What makes a realistic wolf tattoo actually realistic? It’s not just “looks like a photograph.” Plenty of bad tattoos look like photographs, bad ones. The good stuff has specific qualities:

  • Eye detail: The tapetum lucidum reflection, that green-yellow glow in low light, rendered with white ink highlights or negative space. Eyes sell the whole piece. Artists spend disproportionate time here.
  • Fur layering: Undercoat, guard hairs, the way winter pelage gets that frosted tip look. Done with single-needle work, stippling, or whip-shading depending on the artist’s method.
  • Facial structure: Wolves aren’t dogs.
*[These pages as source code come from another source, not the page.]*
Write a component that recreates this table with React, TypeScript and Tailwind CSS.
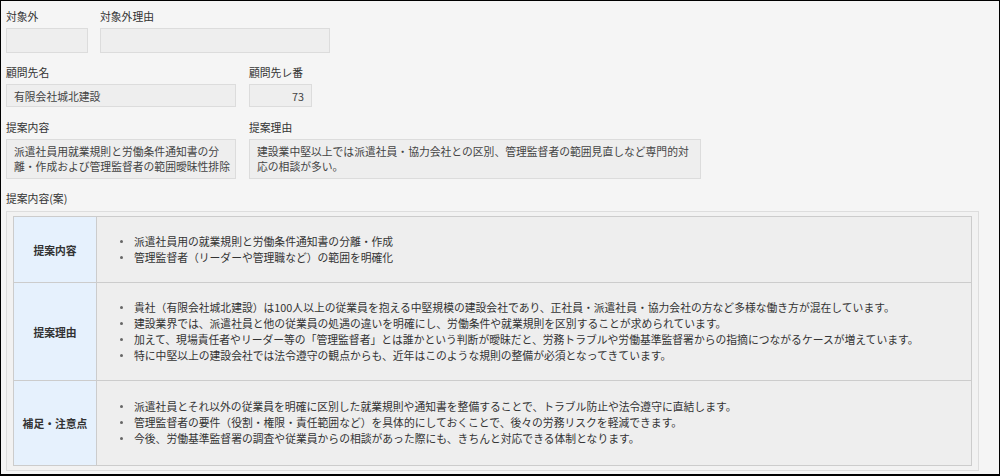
import React from 'react';

const rows = [
  {
    head: '提案内容',
    pad: 'pt-[16px] pb-[17px]',
    items: [
      '派遣社員用の就業規則と労働条件通知書の分離・作成',
      '管理監督者（リーダーや管理職など）の範囲を明確化',
    ],
  },
  {
    head: '提案理由',
    pad: 'pt-[16px] pb-[17px]',
    items: [
      '貴社（有限会社城北建設）は100人以上の従業員を抱える中堅規模の建設会社であり、正社員・派遣社員・協力会社の方など多様な働き方が混在しています。',
      '建設業界では、派遣社員と他の従業員の処遇の違いを明確にし、労働条件や就業規則を区別することが求められています。',
      '加えて、現場責任者やリーダー等の「管理監督者」とは誰かという判断が曖昧だと、労務トラブルや労働基準監督署からの指摘につながるケースが増えています。',
      '特に中堅以上の建設会社では法令遵守の観点からも、近年はこのような規則の整備が必須となってきています。',
    ],
  },
  {
    head: '補足・注意点',
    pad: 'pt-[17px] pb-[19px]',
    items: [
      '派遣社員とそれ以外の従業員を明確に区別した就業規則や通知書を整備することで、トラブル防止や法令遵守に直結します。',
      '管理監督者の要件（役割・権限・責任範囲など）を具体的にしておくことで、後々の労務リスクを軽減できます。',
      '今後、労働基準監督署の調査や従業員からの相談があった際にも、きちんと対応できる体制となります。',
    ],
  },
];

function Label({ children }: { children: React.ReactNode }) {
  return <div className="h-4 leading-4 whitespace-nowrap">{children}</div>;
}

export default function App() {
  return (
    <div className="w-[1000px] h-[476px] overflow-hidden border border-b-2 border-black bg-[#f5f5f5] text-[#333] text-[10.8px] leading-4 font-['Noto_Sans_CJK_JP','Noto_Sans_CJK_SC',sans-serif] pl-[5px] pt-[7px]">
      {/* 対象外 */}
      <div className="flex gap-3">
        <div className="w-[82px]">
          <Label>対象外</Label>
          <div className="mt-1 h-[25px] bg-[#eeeeee] border border-[#dcdcdc]" />
        </div>
        <div className="w-[230px]">
          <Label>対象外理由</Label>
          <div className="mt-1 h-[25px] bg-[#eeeeee] border border-[#dcdcdc]" />
        </div>
      </div>

      {/* 顧問先 */}
      <div className="flex gap-[13px] mt-[11px]">
        <div className="w-[230px]">
          <Label>顧問先名</Label>
          <div className="mt-1 h-[23px] flex items-center pl-[7px] bg-[#eeeeee] border border-[#dcdcdc] text-[#444]">
            有限会社城北建設
          </div>
        </div>
        <div className="w-[63px]">
          <Label>顧問先レ番</Label>
          <div className="mt-1 h-[23px] flex items-center justify-end pr-[7px] bg-[#eeeeee] border border-[#dcdcdc] text-[#444]">
            73
          </div>
        </div>
      </div>

      {/* 提案 */}
      <div className="flex gap-[13px] mt-3">
        <div className="w-[230px]">
          <Label>提案内容</Label>
          <div className="mt-1 h-[40px] pl-[7px] pr-px py-[4px] leading-[15px] bg-[#eeeeee] border border-[#dcdcdc] text-[#444]">
            派遣社員用就業規則と労働条件通知書の分離・作成および管理監督者の範囲曖昧性排除
          </div>
        </div>
        <div className="w-[452px]">
          <Label>提案理由</Label>
          <div className="mt-1 h-[40px] pl-[7px] pr-[3px] py-[4px] leading-[15px] bg-[#eeeeee] border border-[#dcdcdc] text-[#444]">
            建設業中堅以上では派遣社員・協力会社との区別、管理監督者の範囲見直しなど専門的対応の相談が多い。
          </div>
        </div>
      </div>

      {/* 提案内容(案) */}
      <div className="mt-[11px]">
        <Label>提案内容(案)</Label>
        <div className="mt-[5px] w-[973px] border border-[#dddddd] bg-[#f2f2f2] px-[6px] py-[4px]">
          <table className="w-full border-collapse">
            <tbody>
              {rows.map((r) => (
                <tr key={r.head}>
                  <td className="w-[83px] border border-[#cccccc] bg-[#e6f1fd] text-center font-bold align-middle">
                    {r.head}
                  </td>
                  <td className={`border border-[#cccccc] bg-[#eeeeee] pl-[23px] align-middle ${r.pad}`}>
                    <ul>
                      {r.items.map((t) => (
                        <li key={t} className="flex">
                          <span className="mt-[7px] mr-[11px] w-[3px] h-[3px] rounded-full bg-[#666] shrink-0" />
                          <span>{t}</span>
                        </li>
                      ))}
                    </ul>
                  </td>
                </tr>
              ))}
            </tbody>
          </table>
        </div>
      </div>
    </div>
  );
}
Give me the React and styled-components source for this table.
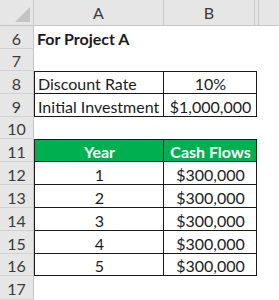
import styled, { createGlobalStyle } from "styled-components";

const GlobalStyle = createGlobalStyle`
  html, body {
    margin: 0;
    padding: 0;
    background: #ffffff;
  }
  body {
    font-family: Lato, "Liberation Sans", sans-serif;
    width: 279px;
    height: 300px;
    overflow: hidden;
  }
`;

const Sheet = styled.div`
  display: flex;
  flex-direction: column;
  width: 279px;
  height: 300px;
  overflow: hidden;
  background: #ffffff;
`;

const HeaderRow = styled.div`
  display: grid;
  grid-template-columns: 34px 130px 91px 4px 1fr;
  height: 26px;
  flex: none;
  background: #e6e6e6;
  border-bottom: 1px solid #c4c4c4;
  box-sizing: border-box;
`;

const HeaderCell = styled.div`
  display: flex;
  align-items: center;
  justify-content: center;
  position: relative;
  border-right: ${(p) => (p.$last ? "none" : "1px solid #c8c8c8")};
  color: #3b3b3b;
  font-size: 16px;
`;

const Corner = styled.svg`
  position: absolute;
  right: 3px;
  bottom: 3px;
`;

const Row = styled.div`
  display: grid;
  grid-template-columns: 34px 130px 93px 1fr;
  flex: none;
`;

const RowHead = styled.div`
  display: flex;
  align-items: center;
  justify-content: center;
  background: #e6e6e6;
  border-right: 1px solid #c4c4c4;
  border-bottom: 1px solid #d2d2d2;
  box-sizing: border-box;
  color: #3b3b3b;
  font-size: 16px;
  padding-top: 2px;
`;

const Cell = styled.div`
  display: flex;
  align-items: center;
  justify-content: ${(p) => (p.$center ? "center" : "flex-start")};
  box-sizing: border-box;
  padding: 2px 2px 0 3px;
  white-space: nowrap;
  overflow: visible;
  font-size: 16px;
  color: #1c1c1c;
  font-weight: ${(p) => (p.$bold ? 700 : 400)};
  background: ${(p) => (p.$head ? "#00b050" : "transparent")};
  ${(p) => p.$head && "color: #ffffff;"}
  ${(p) =>
    p.$boxed &&
    `
    border-right: 1px solid #1a1a1a;
    border-bottom: 1px solid #1a1a1a;
  `}
  ${(p) => p.$boxed && p.$first && "border-left: 1px solid #1a1a1a;"}
  ${(p) => p.$boxed && p.$top && "border-top: 1px solid #1a1a1a;"}
`;

const rows = [
  { n: 6, h: 23, a: "For Project A", bold: true },
  { n: 7, h: 22 },
  { n: 8, h: 23, a: "Discount Rate", b: "10%", boxed: true, top: true },
  { n: 9, h: 23, a: "Initial Investment", b: "$1,000,000", boxed: true },
  { n: 10, h: 22 },
  { n: 11, h: 23, a: "Year", b: "Cash Flows", boxed: true, top: true, head: true },
  { n: 12, h: 23, a: "1", b: "$300,000", boxed: true, center: true },
  { n: 13, h: 23, a: "2", b: "$300,000", boxed: true, center: true },
  { n: 14, h: 23, a: "3", b: "$300,000", boxed: true, center: true },
  { n: 15, h: 23, a: "4", b: "$300,000", boxed: true, center: true },
  { n: 16, h: 22, a: "5", b: "$300,000", boxed: true, center: true },
  { n: 17, h: 24 },
];

export default function App() {
  return (
    <Sheet>
      <GlobalStyle />
      <HeaderRow>
        <HeaderCell>
          <Corner width="15" height="15" viewBox="0 0 15 15">
            <polygon points="15,0 15,15 0,15" fill="#c4c4c4" />
          </Corner>
        </HeaderCell>
        <HeaderCell>A</HeaderCell>
        <HeaderCell>B</HeaderCell>
        <HeaderCell />
        <HeaderCell $last />
      </HeaderRow>
      {rows.map((r) => (
        <Row key={r.n} style={{ height: r.h }}>
          <RowHead>{r.n}</RowHead>
          <Cell
            $boxed={r.boxed}
            $first
            $top={r.top}
            $head={r.head}
            $bold={r.bold || r.head}
            $center={r.center || r.head}
          >
            {r.a}
          </Cell>
          <Cell
            $boxed={r.boxed}
            $top={r.top}
            $head={r.head}
            $bold={r.head}
            $center
          >
            {r.b}
          </Cell>
          <Cell />
        </Row>
      ))}
    </Sheet>
  );
}
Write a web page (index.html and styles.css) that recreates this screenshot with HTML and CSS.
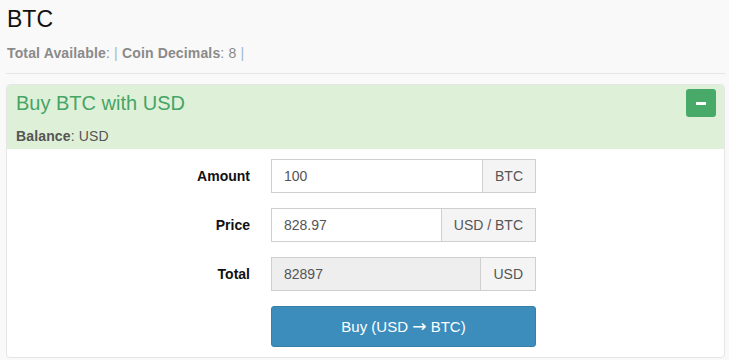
FILE: index.html
```html
<!DOCTYPE html>
<html lang="en">
<head>
  <meta charset="UTF-8" />
  <title>BTC</title>
  <link rel="stylesheet" href="styles.css">
</head>
<body>

  <h1 class="coin-title">BTC</h1>
  <p class="coin-info">
    <b>Total Available</b>: <span class="sep">|</span> <b>Coin Decimals</b>: 8 <span class="sep">|</span>
  </p>
  <hr class="rule">

  <div class="panel">
    <div class="panel-heading">
      <button class="collapse-btn" type="button" aria-label="Collapse"><span class="minus"></span></button>
      <h3 class="panel-title">Buy BTC with USD</h3>
      <div class="balance"><b>Balance</b>: USD</div>
    </div>

    <form class="trade-form" id="buyForm">
      <label class="field-label" for="amount">Amount</label>
      <div class="input-group">
        <input type="text" id="amount" value="100">
        <span class="addon">BTC</span>
      </div>

      <label class="field-label" for="price">Price</label>
      <div class="input-group">
        <input type="text" id="price" value="828.97">
        <span class="addon">USD / BTC</span>
      </div>

      <label class="field-label" for="total">Total</label>
      <div class="input-group">
        <input type="text" id="total" value="82897" disabled>
        <span class="addon">USD</span>
      </div>

      <span></span>
      <button class="buy-btn" type="submit">Buy (USD <span class="arrow">&rarr;</span> BTC)</button>
    </form>
  </div>

</body>
</html>
```

FILE: styles.css
```css
body { margin: 0; padding: 0 4px 0 6px; background: #f9f9f9; font-family: "Liberation Sans", Arial, sans-serif; font-size: 14px; color: #333; }
.coin-title { margin: 7px 0 0; padding-left: 1px; font-size: 23px; font-weight: normal; line-height: 24px; color: #111; }
.coin-info { margin: 12px 0 0; line-height: 20px; color: #8a8a8a; padding-left: 1px; letter-spacing: 0.15px; }
.coin-info b { color: #8a8a8a; }
.coin-info .sep { color: #9fb6d3; }
.rule { margin: 10px 0 0; border: 0; border-top: 1px solid #e6e6e6; }

.panel { margin-top: 10px; background: #fff; border: 1px solid #e6e6e6; border-radius: 4px; overflow: hidden; }
.panel-heading { background: #dff0d8; padding: 7px 8px 3px 9px; }
.panel-title { margin: 0; font-size: 20px; font-weight: normal; line-height: 22px; color: #45a566; }
.balance { margin-top: 12px; line-height: 20px; color: #555; letter-spacing: 0.15px; }
.collapse-btn { float: right; margin-top: -3px; width: 30px; height: 28px; padding: 0; border: 0; border-radius: 3px; background: #48aa69; display: flex; align-items: center; justify-content: center; }
.minus { display: block; width: 10px; height: 3px; background: #fff; }

.trade-form { display: grid; grid-template-columns: 243px 265px; column-gap: 21px; row-gap: 15px; align-items: center; padding: 10px 0 10px; }
.field-label { text-align: right; font-weight: bold; color: #111; }
.input-group { display: flex; height: 34px; }
.input-group input { flex: 1; min-width: 0; box-sizing: border-box; height: 34px; margin: 0; padding: 0 12px; border: 1px solid #cfcfcf; border-radius: 0; font: 14px "Liberation Sans", Arial, sans-serif; color: #555; background: #fff; }
.input-group input:disabled { background: #eee; }
.addon { display: flex; align-items: center; padding: 0 12px; border: 1px solid #cfcfcf; border-left: 0; background: #f4f4f4; color: #555; }
.buy-btn { height: 41px; border: 1px solid #367fa9; border-radius: 3px; background: #3c8dbc; color: #fff; font: 15px "Liberation Sans", Arial, sans-serif; }
.arrow { font-family: "DejaVu Sans", sans-serif; font-size: 17px; line-height: 1; }
```
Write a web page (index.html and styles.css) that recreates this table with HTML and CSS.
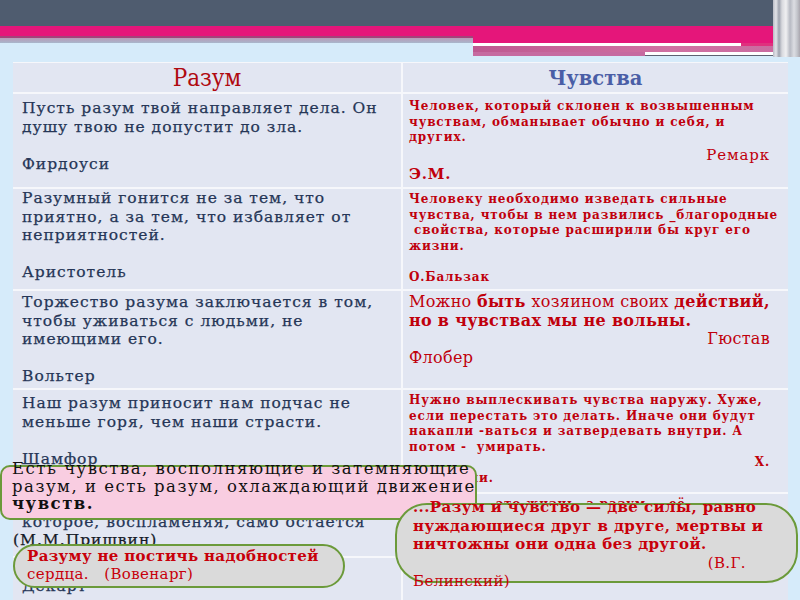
FILE: index.html
```html
<!DOCTYPE html>
<html lang="ru">
<head>
<meta charset="utf-8">
<title>Разум и чувства</title>
<link rel="stylesheet" href="styles.css">
</head>
<body>
<div class="slide">
  <div class="deco">
    <div class="bar-dark"></div>
    <div class="bands">
      <div class="band-left">
        <div class="pink-a"></div>
        <div class="mauve-a"></div>
        <div class="grey-a"></div>
      </div>
      <div class="band-right">
        <div class="pink-b"></div>
        <div class="strip"><div class="white-1"></div><div class="pink-c"></div></div>
        <div class="mauve-b"></div>
        <div class="strip"><div class="mauve-c"></div><div class="white-2"></div></div>
        <div class="strip thin"><div class="mauve-c"></div><div class="dark-2"></div></div>
      </div>
    </div>
    <div class="pillars"></div>
  </div>

  <div class="table">
    <div class="cell head head-l">Разум</div>
    <div class="cell head head-r">Чувства</div>

    <div class="cell left p5">Пусть разум твой направляет дела. Он<br>душу твою не допустит до зла.<br><br>Фирдоуси</div>
    <div class="cell right p5">Человек, который склонен к возвышенным<br>чувствам, обманывает обычно и себя, и<br>других.
      <div class="author"><div class="ar">Ремарк</div><div class="b">Э.М.</div></div>
    </div>

    <div class="cell left p0">Разумный гонится не за тем, что<br>приятно, а за тем, что избавляет от<br>неприятностей.<br><br>Аристотель</div>
    <div class="cell right p3">Человеку необходимо изведать сильные<br>чувства, чтобы в нем развились _благородные<br>&nbsp;свойства, которые расширили бы круг его<br>жизни.<br><br>О.Бальзак</div>

    <div class="cell left p2">Торжество разума заключается в том,<br>чтобы уживаться с людьми, не<br>имеющими его.<br><br>Вольтер</div>
    <div class="cell right big p2"><span class="n">Можно </span>быть <span class="n">хозяином своих </span>действий,<br>но в чувствах мы не вольны.<div class="ar n">Гюстав</div><div class="n">Флобер</div></div>

    <div class="cell left p4">Наш разум приносит нам подчас не<br>меньше горя, чем наши страсти.<br><br>Шамфор</div>
    <div class="cell right p3">Нужно выплескивать чувства наружу. Хуже,<br>если перестать это делать. Иначе они будут<br>накапли -ваться и затвердевать внутри. А<br>потом -&nbsp; умирать.<div class="ar">Х.</div>Мураками.</div>

    <div class="cell left p0">Разум — это огонь, холодный огонь,<br>которое, воспламеняя, само остается<br><span class="dark">(М.М.Пришвин)</span></div>
    <div class="cell right span2 p3">Чувство — это жизнь, а разум — её<br>рулевой.</div>

    <div class="cell left p0">Я мыслю, значит существую.<br>Декарт</div>
  </div>

  <div class="note note-pink">
    <div class="note-text">Есть чувства, восполняющие и затемняющие<br>разум, и есть разум, охлаждающий движение<br><b>чувств.</b></div>
  </div>
  <div class="note note-small">
    <div class="note-text"><b>Разуму не постичь надобностей</b><br>сердца.&nbsp;&nbsp; (Вовенарг)</div>
  </div>
  <div class="note note-big">
    <div class="note-text">...Разум и чувство — две силы, равно<br>нуждающиеся друг в друге, мертвы и<br>ничтожны они одна без другой.<div class="ar n">(В.Г.</div><span class="n">Белинский)</span></div>
  </div>
</div>
</body>
</html>
```

FILE: styles.css
```css
html, body {
  margin: 0;
  padding: 0;
}
body {
  width: 800px;
  height: 600px;
  overflow: hidden;
  background: #d6ebfa;
  font-family: "DejaVu Serif", serif;
}
.slide {
  position: relative;
  width: 800px;
  height: 600px;
  overflow: hidden;
  background: #d6ebfa;
}

/* top decoration */
.deco {
  position: relative;
  height: 55px;
}
.bar-dark {
  height: 26px;
  background: #4f5c6f;
}
.bands {
  display: flex;
  align-items: flex-start;
}
.band-left {
  width: 473px;
}
.pink-a { height: 10px; background: #e5167a; }
.mauve-a { height: 2px; background: #a4427a; }
.grey-a { height: 5px; background: linear-gradient(#b99bb8, #a9b6cb); }
.band-right {
  flex: 1;
}
.pink-b { height: 17px; background: #e5167a; }
.strip { display: flex; height: 3px; }
.strip.thin { height: 1px; }
.white-1 { width: 268px; background: #ffffff; }
.pink-c { flex: 1; background: #e0307e; }
.mauve-b { height: 6px; background: linear-gradient(90deg, #be5890, #d071a2 60%, #c96aa0); }
.mauve-c { width: 172px; background: #c66aa0; }
.white-2 { flex: 1; background: #ffffff; }
.dark-2 { flex: 1; background: #5d6272; }
.pillars {
  position: absolute;
  top: 0;
  right: 0;
  width: 27px;
  height: 57px;
  background: linear-gradient(90deg, #b9bcc6 0, #e2e3e8 3px, #9da2ae 6px, #d8d9de 9px, #f0f0f2 13px, #b7bac3 17px, #dcdde2 21px, #c5c7cd 24px, #a9a6ae 27px);
}

/* table */
.table {
  margin: 7px 0 0 13px;
  width: 775px;
  display: grid;
  grid-template-columns: 388px 1fr;
  grid-template-rows: 29px 93px 100px 97px 102px 62px auto;
  gap: 2px;
  background: #f6f7fb;
  border-top: 1px solid #f6f7fb;
  height: 560px;
}
.cell {
  background: #e2e6f2;
  white-space: nowrap;
  overflow: hidden;
}
.head {
  display: flex;
  align-items: center;
  justify-content: center;
}
.head-l {
  color: #b00a10;
  font-size: 24px;
  font-family: "DejaVu Serif Condensed", "DejaVu Serif", serif;
  font-stretch: condensed;
  padding-top: 1px;
}
.head-r {
  color: #4a5ea6;
  font-weight: bold;
  font-size: 19.5px;
  padding-top: 2px;
}

.left {
  color: #263657;
  font-size: 15.5px;
  line-height: 18.5px;
  padding-left: 9px;
  letter-spacing: 1px;
  -webkit-text-stroke: 0.25px #263657;
}
.right {
  color: #c0000c;
  font-size: 12px;
  line-height: 15.5px;
  font-weight: bold;
  padding-left: 6px;
  padding-right: 18px;
  letter-spacing: 0.85px;
}
.right.big {
  font-size: 16px;
  line-height: 18.5px;
  letter-spacing: 0.3px;
}
.n { font-weight: normal; }
.author {
  font-size: 15px;
  line-height: 19px;
  font-weight: normal;
}
.author .b { font-weight: bold; }
.ar { text-align: right; }
.dark {
  display: inline-block;
  margin-left: -9px;
  color: #151a28;
  -webkit-text-stroke: 0.25px #151a28;
}
.span2 { grid-row: span 2; }

.p0 { padding-top: 0; }
.p2 { padding-top: 2px; }
.p3 { padding-top: 3px; }
.p4 { padding-top: 4px; }
.p5 { padding-top: 5px; }

/* overlay notes */
.note {
  position: absolute;
  box-sizing: border-box;
  border: 2px solid #6b9a3a;
  background: #dadada;
  white-space: nowrap;
}
.note-text {
  font-size: 15px;
}
.note-pink {
  left: 0;
  top: 465px;
  width: 477px;
  height: 55px;
  border-radius: 10px;
  background: #f9cde1;
}
.note-pink .note-text {
  color: #111111;
  font-size: 16.5px;
  line-height: 17.7px;
  margin: -7px 0 0 10px;
  letter-spacing: 1.5px;
}
.note-small {
  left: 13px;
  top: 544px;
  width: 332px;
  height: 44px;
  border-radius: 22px;
}
.note-small .note-text {
  color: #c8000a;
  line-height: 18px;
  margin: 1px 0 0 12px;
  letter-spacing: 0.35px;
}
.note-small b { font-weight: bold; }
.note-big {
  left: 395px;
  top: 503px;
  width: 403px;
  height: 80px;
  border-radius: 32px;
}
.note-big .note-text {
  color: #c8000a;
  font-weight: bold;
  line-height: 18.5px;
  margin: -7px 50px 0 16px;
  letter-spacing: 0.4px;
}
```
Narrower chest, longer legs, broader skull, more pronounced brow ridge. Artists who’ve actually studied reference know this. Lazy ones give you a husky with attitude problems.
  • Dynamic posing: The classic howl is iconic for a reason, but modern pieces catch wolves mid-stride, head low in tracking posture, ears swiveled to some distant sound. Movement reads better on skin than static poses.
  • Environmental context: Snow, pine needles, moonlight through branches, these aren’t backdrop filler. They ground the animal in a world, create depth, give the eye somewhere to travel.

The Snout Problem

Here’s something artists talk about in shops: wolf snouts are hard. The nose leather, the transition from fur to bare skin, the moisture sheen, get any of it wrong and the whole face collapses into dog territory. I’ve watched artists redo a snout four times on practice skin before touching a client. The best shortcut? Study dead wolves if you can, taxidermy if you can’t, and never work from someone’s Instagram filter-blasted pet.

Color vs Black and Grey

This choice changes everything about how your realistic wolf tattoo ages and what it costs you in sessions.

Black and grey is the traditional play. Silver-tipped fur reads naturally in greywash. The tonal range from deep charcoal to skin-tone negative space gives you that misty, dawn-light quality that makes wolves feel like ghosts anyway. It heals more predictably. Touch-ups are simpler. Most serious collectors lean this direction, and most serious wolf specialists prefer working it.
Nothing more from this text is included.